Reviewed by Glenn Erickson
Nevada Smith
Blu-ray rates:
Movie: Good +
Video: Excellent
Sound: Excellent
Supplements:
Audio commentary by Author/Screenwriter C. Courtney Joyner, Jordan Legan and Henry Parke
Theatrical Teaser
3 TV Spots, 1 Radio Spot.
Deaf and Hearing-impaired Friendly? YES; Subtitles: English (feature only)
Packaging: One Blu-ray in Keep case in card sleeve
Reviewed: October 5, 2023
(7004neva)
* Hey, just where IS the much-needed 4K Ultra HD release of Peckinpah’s The Wild Bunch? The movie was one of the first WB titles remastered for VHS, laserdisc, DVD and Blu-ray — a restoration could pull even more beauty out of Lucien Ballard’s images, and a decent disc producer would go the extra mile to reinstated the film’s Road Show intermission and rumored last-minute censorship edits!
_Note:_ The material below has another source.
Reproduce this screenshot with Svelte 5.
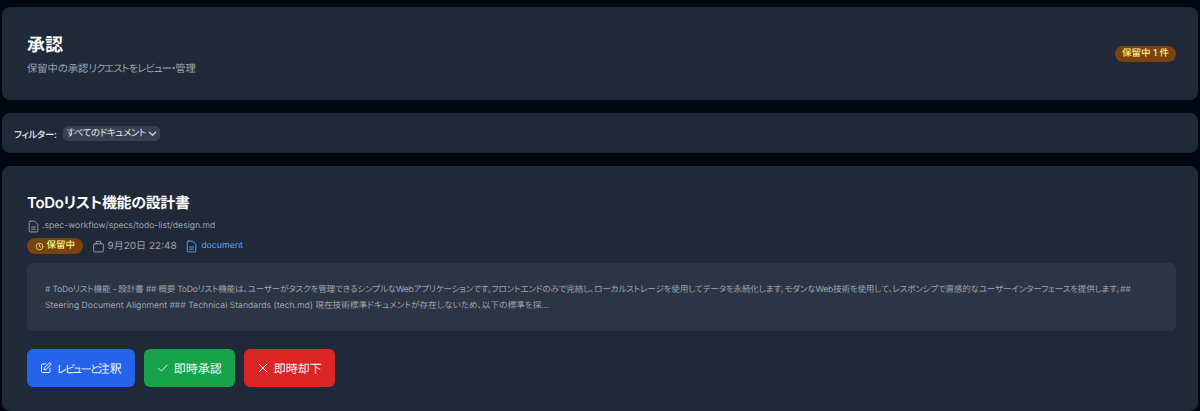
<script>
  let filter = $state('all');
  const previewHead = '# ToDoリスト機能 - 設計書 ## 概要 ToDoリスト機能は、ユーザーがタスクを管理できるシンプルなWebアプリケーションです。フロントエンドのみで完結し、ローカルストレージを使用してデータを永続化します。モダンなWeb技術を使用して、レスポンシブで直感的なユーザーインターフェースを提供します。##';
  const previewRest = 'Steering Document Alignment ### Technical Standards (tech.md) 現在技術標準ドキュメントが存在しないため、以下の標準を採...';
</script>

<div class="page">
  <header class="card head">
    <div>
      <h1>承認</h1>
      <p class="sub">保留中の承認<span class="kana">リクエストをレビュー・</span>管理</p>
    </div>
    <span class="pill count">保留中 1 件</span>
  </header>

  <div class="card filters">
    <span class="filter-label">フィルター:</span>
    <div class="select-wrap">
      <select bind:value={filter}>
        <option value="all">すべてのドキュメント</option>
      </select>
      <svg class="chev" viewBox="0 0 12 12" fill="none" stroke="currentColor" stroke-width="1.3" stroke-linecap="round" stroke-linejoin="round"><path d="M2.5 4.5 6 8l3.5-3.5" /></svg>
    </div>
  </div>

  <section class="card item">
    <h2>ToDoリスト機能の設計書</h2>
    <div class="path">
      <svg class="ic" viewBox="0 0 24 24" fill="none" stroke="currentColor" stroke-width="1.7" stroke-linecap="round" stroke-linejoin="round"><path d="M6 2h8l6 6v12a2 2 0 0 1-2 2H6a2 2 0 0 1-2-2V4a2 2 0 0 1 2-2z" /><path d="M8.5 13h7M8.5 17h7" /></svg>
      <span>.spec-workflow/specs/todo-list/design.md</span>
    </div>
    <div class="meta">
      <span class="pill status">
        <svg class="ic-s" viewBox="0 0 24 24" fill="none" stroke="currentColor" stroke-width="2" stroke-linecap="round" stroke-linejoin="round"><circle cx="12" cy="12" r="9" /><path d="M12 7v5l3 2" /></svg>
        保留中
      </span>
      <span class="date">
        <svg class="ic" viewBox="0 0 24 24" fill="none" stroke="currentColor" stroke-width="1.7" stroke-linecap="round" stroke-linejoin="round"><rect x="3" y="7" width="18" height="15" rx="2" /><path d="M8 7V2.5h8V7" /></svg>
        9月20日 22:48
      </span>
      <span class="type">
        <svg class="ic" viewBox="0 0 24 24" fill="none" stroke="currentColor" stroke-width="1.7" stroke-linecap="round" stroke-linejoin="round"><path d="M6 2h8l6 6v12a2 2 0 0 1-2 2H6a2 2 0 0 1-2-2V4a2 2 0 0 1 2-2z" /><path d="M8.5 13h7M8.5 17h7" /></svg>
        document
      </span>
    </div>
    <div class="preview">
      <div class="line-tight">{previewHead}</div>
      <div>{previewRest}</div>
    </div>
    <div class="actions">
      <button class="btn blue">
        <svg class="ic-b" viewBox="0 0 24 24" fill="none" stroke="currentColor" stroke-width="2" stroke-linecap="round" stroke-linejoin="round"><path d="M11 4H5a2 2 0 0 0-2 2v13a2 2 0 0 0 2 2h13a2 2 0 0 0 2-2v-6" /><path d="M18 2.5a2.1 2.1 0 0 1 3.2 3.2L12 15l-4 1 1-4z" /></svg>
        <span><span class="tight">レビューと</span>注釈</span>
      </button>
      <button class="btn green">
        <svg class="ic-b" viewBox="0 0 24 24" fill="none" stroke="currentColor" stroke-width="2" stroke-linecap="round" stroke-linejoin="round"><path d="M3.5 13l5 5L20.5 6" /></svg>
        即時承認
      </button>
      <button class="btn red">
        <svg class="ic-b" viewBox="0 0 24 24" fill="none" stroke="currentColor" stroke-width="2" stroke-linecap="round" stroke-linejoin="round"><path d="M4.5 4.5l15 15M19.5 4.5l-15 15" /></svg>
        即時却下
      </button>
    </div>
  </section>
</div>

<style>
  :global(body) {
    margin: 0;
    background: #030712;
    font-family: Inter, "Noto Sans CJK JP", sans-serif;
    font-feature-settings: "palt";
    text-rendering: geometricPrecision;
  }

  .page {
    display: flex;
    flex-direction: column;
    gap: 13px;
    padding: 7px 2px 0;
    height: 404px;
    overflow: hidden;
  }

  .card {
    background: #1f2937;
    border-radius: 8px;
    box-shadow: 0 1px 2px rgba(0, 0, 0, 0.2);
  }

  .head {
    display: flex;
    justify-content: space-between;
    align-items: center;
    height: 93px;
    padding: 0 22px 0 25px;
    box-sizing: border-box;
  }

  h1 {
    margin: 4px 0 0;
    font-size: 18px;
    line-height: 24px;
    font-weight: 700;
    color: #f9fafb;
  }

  .sub {
    margin: 3px 0 0;
    font-size: 10.3px;
    line-height: 16px;
    color: #9ca3af;
  }

  .kana {
    letter-spacing: -0.9px;
  }

  .pill {
    display: inline-flex;
    align-items: center;
    border-radius: 999px;
    background: #78430f;
    color: #fef08a;
    font-size: 9.5px;
    font-weight: 500;
    line-height: 16px;
  }

  .count {
    margin-top: 1px;
    padding: 0 7px;
  }

  .filters {
    display: flex;
    align-items: center;
    gap: 6px;
    height: 40px;
    padding: 1px 12px 0;
    box-sizing: border-box;
  }

  .filter-label {
    font-size: 9.5px;
    font-weight: 500;
    letter-spacing: -0.3px;
    color: #e5e7eb;
  }

  .select-wrap {
    position: relative;
    display: flex;
    color: #e5e7eb;
  }

  select {
    appearance: none;
    border: none;
    border-radius: 5px;
    background: #374151;
    color: #e5e7eb;
    font: inherit;
    font-feature-settings: "palt";
    text-rendering: geometricPrecision;
    font-size: 9.5px;
    letter-spacing: -0.4px;
    line-height: 15px;
    height: 15px;
    padding: 0 13px 0 3.5px;
    width: 97px;
    box-sizing: border-box;
  }

  .chev {
    position: absolute;
    right: 2px;
    top: 2px;
    width: 11px;
    height: 11px;
    pointer-events: none;
  }

  .item {
    flex: 1;
    padding: 26px 22px 0 25px;
  }

  h2 {
    margin: 0;
    font-size: 15px;
    line-height: 22px;
    font-weight: 600;
    letter-spacing: -0.35px;
    color: #f9fafb;
  }

  .path {
    display: flex;
    align-items: center;
    gap: 2px;
    margin-top: 5px;
    font-size: 8.6px;
    line-height: 14px;
    color: #9ca3af;
  }

  .ic {
    width: 13px;
    height: 13px;
    flex: none;
  }

  .ic-s {
    width: 9px;
    height: 9px;
    flex: none;
  }

  .meta {
    display: flex;
    align-items: center;
    gap: 10px;
    margin-top: 5px;
    font-size: 10px;
    line-height: 14px;
  }

  .status {
    gap: 3px;
    padding: 0 7.5px;
  }

  .date,
  .type {
    display: inline-flex;
    align-items: center;
    gap: 3px;
    color: #9ca3af;
  }

  .date {
    margin-left: -1px;
  }

  .type {
    margin-left: -1.5px;
    color: #60a5fa;
    font-size: 8.8px;
  }

  .preview {
    margin-top: 9px;
    height: 68px;
    box-sizing: border-box;
    padding: 18.5px 18px 0;
    border-radius: 6px;
    background: #2b3544;
    color: #9ca3af;
    font-size: 8.65px;
    line-height: 16.5px;
  }

  .line-tight {
    letter-spacing: -0.25px;
    white-space: nowrap;
  }

  .actions {
    display: flex;
    gap: 9px;
    margin-top: 18px;
  }

  .btn {
    display: inline-flex;
    align-items: center;
    justify-content: center;
    gap: 5px;
    height: 38px;
    padding: 0 13px;
    border: none;
    border-radius: 6px;
    color: #f3f4f6;
    font: inherit;
    font-feature-settings: "palt";
    text-rendering: geometricPrecision;
    font-size: 12px;
    font-weight: 400;
  }

  .tight {
    font-size: 10.8px;
    letter-spacing: -1.6px;
  }

  .ic-b {
    width: 12px;
    height: 12px;
    flex: none;
  }

  .blue {
    background: #2563eb;
  }

  .green {
    background: #16a34a;
  }

  .red {
    background: #dc2626;
  }
</style>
Visit CineSavant’s Main Column Page
Glenn Erickson answers most reader mail: cinesavant@gmail.com
Text © Copyright 2023 Glenn Erickson
Was fortunate enough to see an original 70mm print of THE WILD BUNCH at the Fairfax theater years ago when they had their weekend 70mm screenings and Bo Hopkins was there for an introduction. I remember the intermission taking place just after Holden says that he wanted “to go out one one last big score” and then we faded out and the INTERMISSION card came up. Was hoping that was the version on the Blu-Ray but no such luck.
Hi Jeffry . . . I was there that morning too — in 1990 I think. It was a heavily censored Australian print, remember all the splices? Peckinpah’s personal 35mm print was shown at least three times, twice in Beverly Hills and once for a western marathon at FILMEX. It’s magnificent — it has a few extra seconds of footage and the full intermission too. Yes, it would be nice if a WB producer reproduced the fullest Peckinpah cut possible. And let’s not get started on PAT GARRETT . . . It’s been kicked around pretty badly. Bob Dylan song: with or without vocal?